在 Python 中将十六进制字符转换为 int

Question

I'm using the graphics library Pyglet to do some drawing and want to get the resulting image out as a Python list (so I can convert it to a NumPy array).

Pyglet gives me a string of hex characters, like this: '\xff' (indicating a value of 255 at one pixel). How can I convert such a string to an int?

I've tried int('\xff', 16), but that doesn't work. Note that according to the documentation , '\xnn' is escaped and encoded as a hexedecimal char, but it doesn't tell me how to convert that to an int.

Answer 1

To get a NumPy array straight from a Python string, you can use

s = "\xff\x03"
a = numpy.frombuffer(s, numpy.uint8)

To get a list you can use

a =  map(ord, s)

An alternative to a list in Python 2.6 or above is to use bytesarray(s) .

Answer 2

Try something like this:

a = '\xff'
print int(a.encode('hex'), 16)
255

Edit: sorry, the previous version had a mistake - decode instead of encode. This works.

Edit 2: I actually misread the question, as commenters noted.
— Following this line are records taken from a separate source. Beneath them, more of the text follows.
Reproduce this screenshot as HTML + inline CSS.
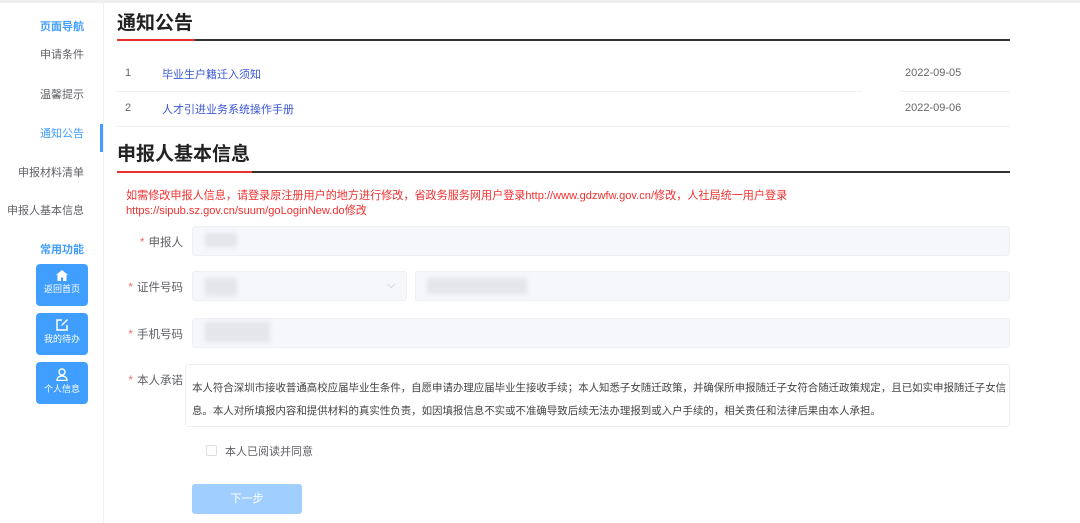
<!DOCTYPE html>
<html><head><meta charset="utf-8"><style>
*{margin:0;padding:0;box-sizing:border-box}
body{width:1080px;height:523px;background:#fff;position:relative;overflow:hidden;font-family:"Liberation Sans","Noto Sans CJK SC",sans-serif;color:#606266;font-size:12px}
.a{position:absolute;white-space:nowrap}
.nav{right:996px;font-size:11px;color:#606266}
.blue{color:#409eff}
.btn{position:absolute;left:36px;width:52px;height:42px;background:#409eff;border-radius:4px;color:#fff;font-size:9px;text-align:center}
.btn svg{display:block;margin:6px auto 1px}
.h{font-size:19px;font-weight:bold;color:#222}
.line{position:absolute;height:2px;background:#333}
.red{position:absolute;height:2px;background:#e8302f}
.inp{position:absolute;background:#f5f7fa;border:1px solid #eef0f4;border-radius:3px}
.lab{right:897px;font-size:11.5px;color:#606266}
.lab b{color:#f56c6c;font-weight:normal;margin-right:4px}
.blur{position:absolute;background:#e4e6eb;filter:blur(2px)}
</style></head><body>
<div class="a" style="left:0;top:0;width:1080px;height:3px;background:#eee"></div>
<div class="a" style="left:103px;top:3px;width:1px;height:520px;background:#f0f0f0"></div>

<div class="a nav blue" style="top:18px;font-weight:bold">页面导航</div>
<div class="a nav" style="top:46px">申请条件</div>
<div class="a nav" style="top:86px">温馨提示</div>
<div class="a nav blue" style="top:125px">通知公告</div>
<div class="a" style="left:100px;top:124px;width:3px;height:28px;background:#409eff"></div>
<div class="a nav" style="top:164px">申报材料清单</div>
<div class="a nav" style="top:202px">申报人基本信息</div>
<div class="a nav blue" style="top:241px;font-weight:bold">常用功能</div>
<div class="btn" style="top:264px"><svg width="12" height="11" viewBox="0 0 12 11"><path d="M6 0L0 5h1.5v6h3.5V7.5h2V11h3.5V5H12z" fill="#fff"/></svg>返回首页</div>
<div class="btn" style="top:313px"><svg width="12" height="12" viewBox="0 0 12 12"><path d="M6 1H1v10h10V6" stroke="#fff" stroke-width="1.5" fill="none"/><path d="M5 7l1-2 5-5 1 1-5 5z" fill="#fff"/></svg>我的待办</div>
<div class="btn" style="top:362px"><svg width="12" height="13" viewBox="0 0 12 13"><circle cx="6" cy="4" r="3" stroke="#fff" stroke-width="1.4" fill="none"/><path d="M1 12.5c0-3 2.2-4.5 5-4.5s5 1.5 5 4.5z" stroke="#fff" stroke-width="1.4" fill="none"/></svg>个人信息</div>

<div class="a h" style="left:117px;top:8px">通知公告</div>
<div class="line" style="left:117px;top:39px;width:893px"></div>
<div class="red" style="left:117px;top:39px;width:78px"></div>
<div class="a" style="left:125px;top:67px;color:#666;font-size:11px">1</div>
<div class="a" style="left:162px;top:66px;color:#3b55d6;font-size:11px">毕业生户籍迁入须知</div>
<div class="a" style="left:905px;top:67px;color:#666;font-size:11px">2022-09-05</div>
<div class="a" style="left:117px;top:91px;width:745px;height:1px;background:#f0f0f0"></div>
<div class="a" style="left:900px;top:91px;width:110px;height:1px;background:#f0f0f0"></div>
<div class="a" style="left:125px;top:102px;color:#666;font-size:11px">2</div>
<div class="a" style="left:162px;top:101px;color:#3b55d6;font-size:11px">人才引进业务系统操作手册</div>
<div class="a" style="left:905px;top:102px;color:#666;font-size:11px">2022-09-06</div>
<div class="a" style="left:117px;top:126px;width:893px;height:1px;background:#f0f0f0"></div>

<div class="a h" style="left:117px;top:139px">申报人基本信息</div>
<div class="line" style="left:117px;top:171px;width:893px"></div>
<div class="red" style="left:117px;top:171px;width:135px"></div>
<div class="a" style="left:126px;top:189px;color:#f0302f;line-height:15px;font-size:11.1px">如需修改申报人信息，请登录原注册用户的地方进行修改，省政务服务网用户登录http://www.gdzwfw.gov.cn/修改，人社局统一用户登录<br>https://sipub.sz.gov.cn/suum/goLoginNew.do修改</div>

<div class="a lab" style="top:234px"><b>*</b>申报人</div>
<div class="inp" style="left:192px;top:226px;width:818px;height:30px"></div>
<div class="blur" style="left:205px;top:233px;width:32px;height:14px"></div>

<div class="a lab" style="top:279px"><b>*</b>证件号码</div>
<div class="inp" style="left:192px;top:271px;width:215px;height:30px"></div>
<div class="blur" style="left:205px;top:278px;width:32px;height:18px"></div>
<div class="a" style="left:387px;top:279px;color:#bbb;font-size:11px">⌵</div>
<div class="inp" style="left:415px;top:271px;width:595px;height:30px"></div>
<div class="blur" style="left:427px;top:278px;width:100px;height:16px"></div>

<div class="a lab" style="top:326px"><b>*</b>手机号码</div>
<div class="inp" style="left:192px;top:318px;width:818px;height:30px"></div>
<div class="blur" style="left:205px;top:322px;width:65px;height:20px"></div>

<div class="a lab" style="top:372px"><b>*</b>本人承诺</div>
<div class="a" style="left:185px;top:364px;width:825px;height:63px;border:1px solid #ebeef5;border-radius:3px"></div>
<div class="a" style="left:192px;top:377px;line-height:23px;color:#444;font-size:10.45px">本人符合深圳市接收普通高校应届毕业生条件，自愿申请办理应届毕业生接收手续；本人知悉子女随迁政策，并确保所申报随迁子女符合随迁政策规定，且已如实申报随迁子女信<br>息。本人对所填报内容和提供材料的真实性负责，如因填报信息不实或不准确导致后续无法办理报到或入户手续的，相关责任和法律后果由本人承担。</div>

<div class="a" style="left:206px;top:445px;width:11px;height:11px;border:1px solid #dcdfe6;border-radius:2px"></div>
<div class="a" style="left:225px;top:443px;color:#606266;font-size:11px">本人已阅读并同意</div>
<div class="a" style="left:192px;top:484px;width:110px;height:30px;background:#a0cfff;border-radius:3px;color:#fff;text-align:center;line-height:30px;font-size:11px">下一步</div>
</body></html>
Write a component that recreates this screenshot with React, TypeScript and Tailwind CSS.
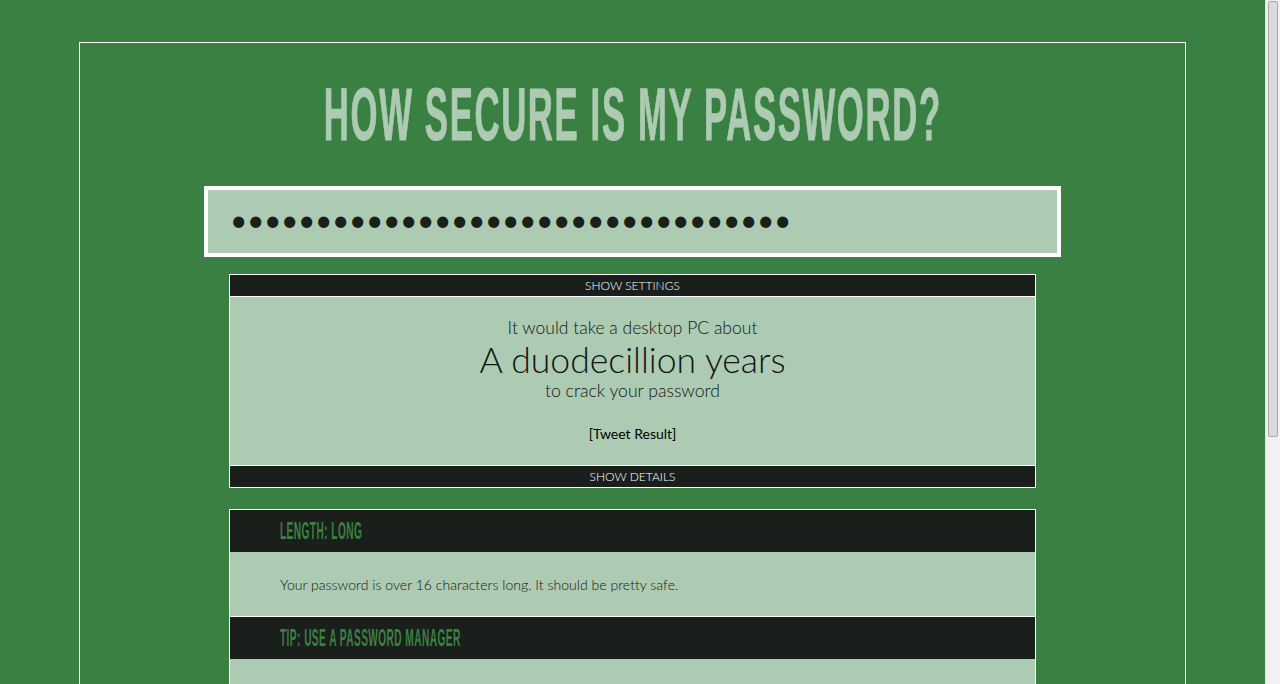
import React from 'react';

const lato = { fontFamily: 'Lato, sans-serif' };

const DetailHeader = ({ title }: { title: string }) => (
  <div className="h-[44px] -mb-px border border-white bg-[#1a1f1b] pl-[50px] flex items-center">
    <h3 className="font-['Liberation_Sans',sans-serif] font-bold text-[23px] leading-none text-[#3a8043] origin-left scale-x-[0.44] whitespace-nowrap tracking-[1px]">
      {title}
    </h3>
  </div>
);

const ToggleBar = ({ label }: { label: string }) => (
  <div className="h-[23px] border border-white bg-[#1a1f1b] text-white text-[12px] leading-[21px] text-center font-light">
    {label}
  </div>
);

export default function App() {
  return (
    <div className="h-[684px] overflow-hidden flex bg-[#3a8043]" style={lato}>
      <main className="flex-1 min-w-0 overflow-hidden pt-[42px]">
        <div className="mx-[79px] h-[800px] border border-white">
          <h1 className="h-[143px] flex justify-center pt-[29px] text-[#adcbb2]">
            <span className="font-['Liberation_Sans',sans-serif] font-bold text-[74px] leading-[86px] whitespace-nowrap tracking-[3.5px] scale-x-[0.469] [-webkit-text-stroke:1px_#adcbb2]">
              HOW SECURE IS MY PASSWORD?
            </span>
          </h1>

          <div className="mx-[124px] h-[71px] border-4 border-white bg-[#adcbb2]">
            <input
              type="password"
              readOnly
              value="correcthorsebatterystaplegreenlaw"
              className="w-full h-full pl-[22px] pr-6 pb-[6px] bg-transparent outline-none text-[#1a1f1b] text-[30px] tracking-[-0.4px]"
              style={lato}
            />
          </div>

          <section className="mx-[149px] mt-[17px]">
            <ToggleBar label="SHOW SETTINGS" />
            <div className="h-[168px] bg-[#adcbb2] border-x border-white text-center text-[#111512] font-light pt-[20px]">
              <p className="text-[17.5px] leading-[22px]">It would take a desktop PC about</p>
              <p className="text-[35.6px] leading-[42px]">A duodecillion years</p>
              <p className="text-[17.6px] leading-[20px]">to crack your password</p>
              <p className="mt-[23px] text-[14px] leading-[20px] font-normal text-black">[Tweet Result]</p>
            </div>
            <ToggleBar label="SHOW DETAILS" />
          </section>

          <section className="mx-[149px] mt-[21px]">
            <DetailHeader title="LENGTH: LONG" />
            <div className="h-[65px] -mb-px bg-[#adcbb2] border-x border-white pl-[50px] flex items-center text-[14px] tracking-[0.04px] text-[#111512] font-light">
              Your password is over 16 characters long. It should be pretty safe.
            </div>
            <DetailHeader title="TIP: USE A PASSWORD MANAGER" />
            <div className="h-[100px] bg-[#adcbb2] border-x border-white" />
          </section>
        </div>
      </main>

      {/* scrollbar */}
      <aside className="w-[15px] shrink-0 bg-[#f1f1f1] border-l border-[#e4e4e4] pt-[1px] px-[2px]">
        <div className="h-[436px] w-full rounded-[2px] bg-[#dadada] border border-[#a9a9a9]" />
      </aside>
    </div>
  );
}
This may be already obvious but in case someone finds it helpful the regular python list solution would be:

>>> a = '\xff\xfe'
>>> [str(ord(char)) for char in a]
['255', '254']
>>> ' '.join([str(ord(char)) for char in a])
'255 254'

Answer 3

Here's a generalised approach that handles a hex string with variable length substrings, eg:

s = '5b1\n5\n3ad44'

The following code transforms a string with 3 million variable length hex substrings to a numpy integer array in 2 seconds (on a MacBook) through vectorisation:

import numpy as np, pandas as pd, cStringIO

s = ('5b1\n5\n3ad44\n' * 1000000)[:-1]    # 3m item hex string (variable element length)

# change hex to 2 digit decimal
for i in range(0,9): s = s.replace(str(i),'0' + str(i))  
for i in [['a','10'],['b','11'],['c','12'],['d','13'],['e','14'],['f','15']]:
    s = s.replace(i[0],i[1])

# read string into numpy
n = np.array(pd.read_csv(cStringIO.StringIO(s), header=None)[[0]]).astype('int64')    

# fix base
n = (n % 100) + 16 * ((n % 10000)/100) + 256 * ((n % 1000000)/10000) + 4096 * ((n % 100000000)/1000000) + 65536 * ((n % 10000000000)/100000000)

n[0:3]    # confirm correct transformation to [1457, 5, 240964]

Answer 4

Yes, \xff is the print representation of a hex value in a byte. But int() doesn't work on hex representations of bytes, but on string representation of numbers. A number in the base-16 world is '13' or 'ab' or 'ff'. Consequently (but still funnily), int('ff',16) works fine. If you want to go that route, you need to get rid of the '\x':-).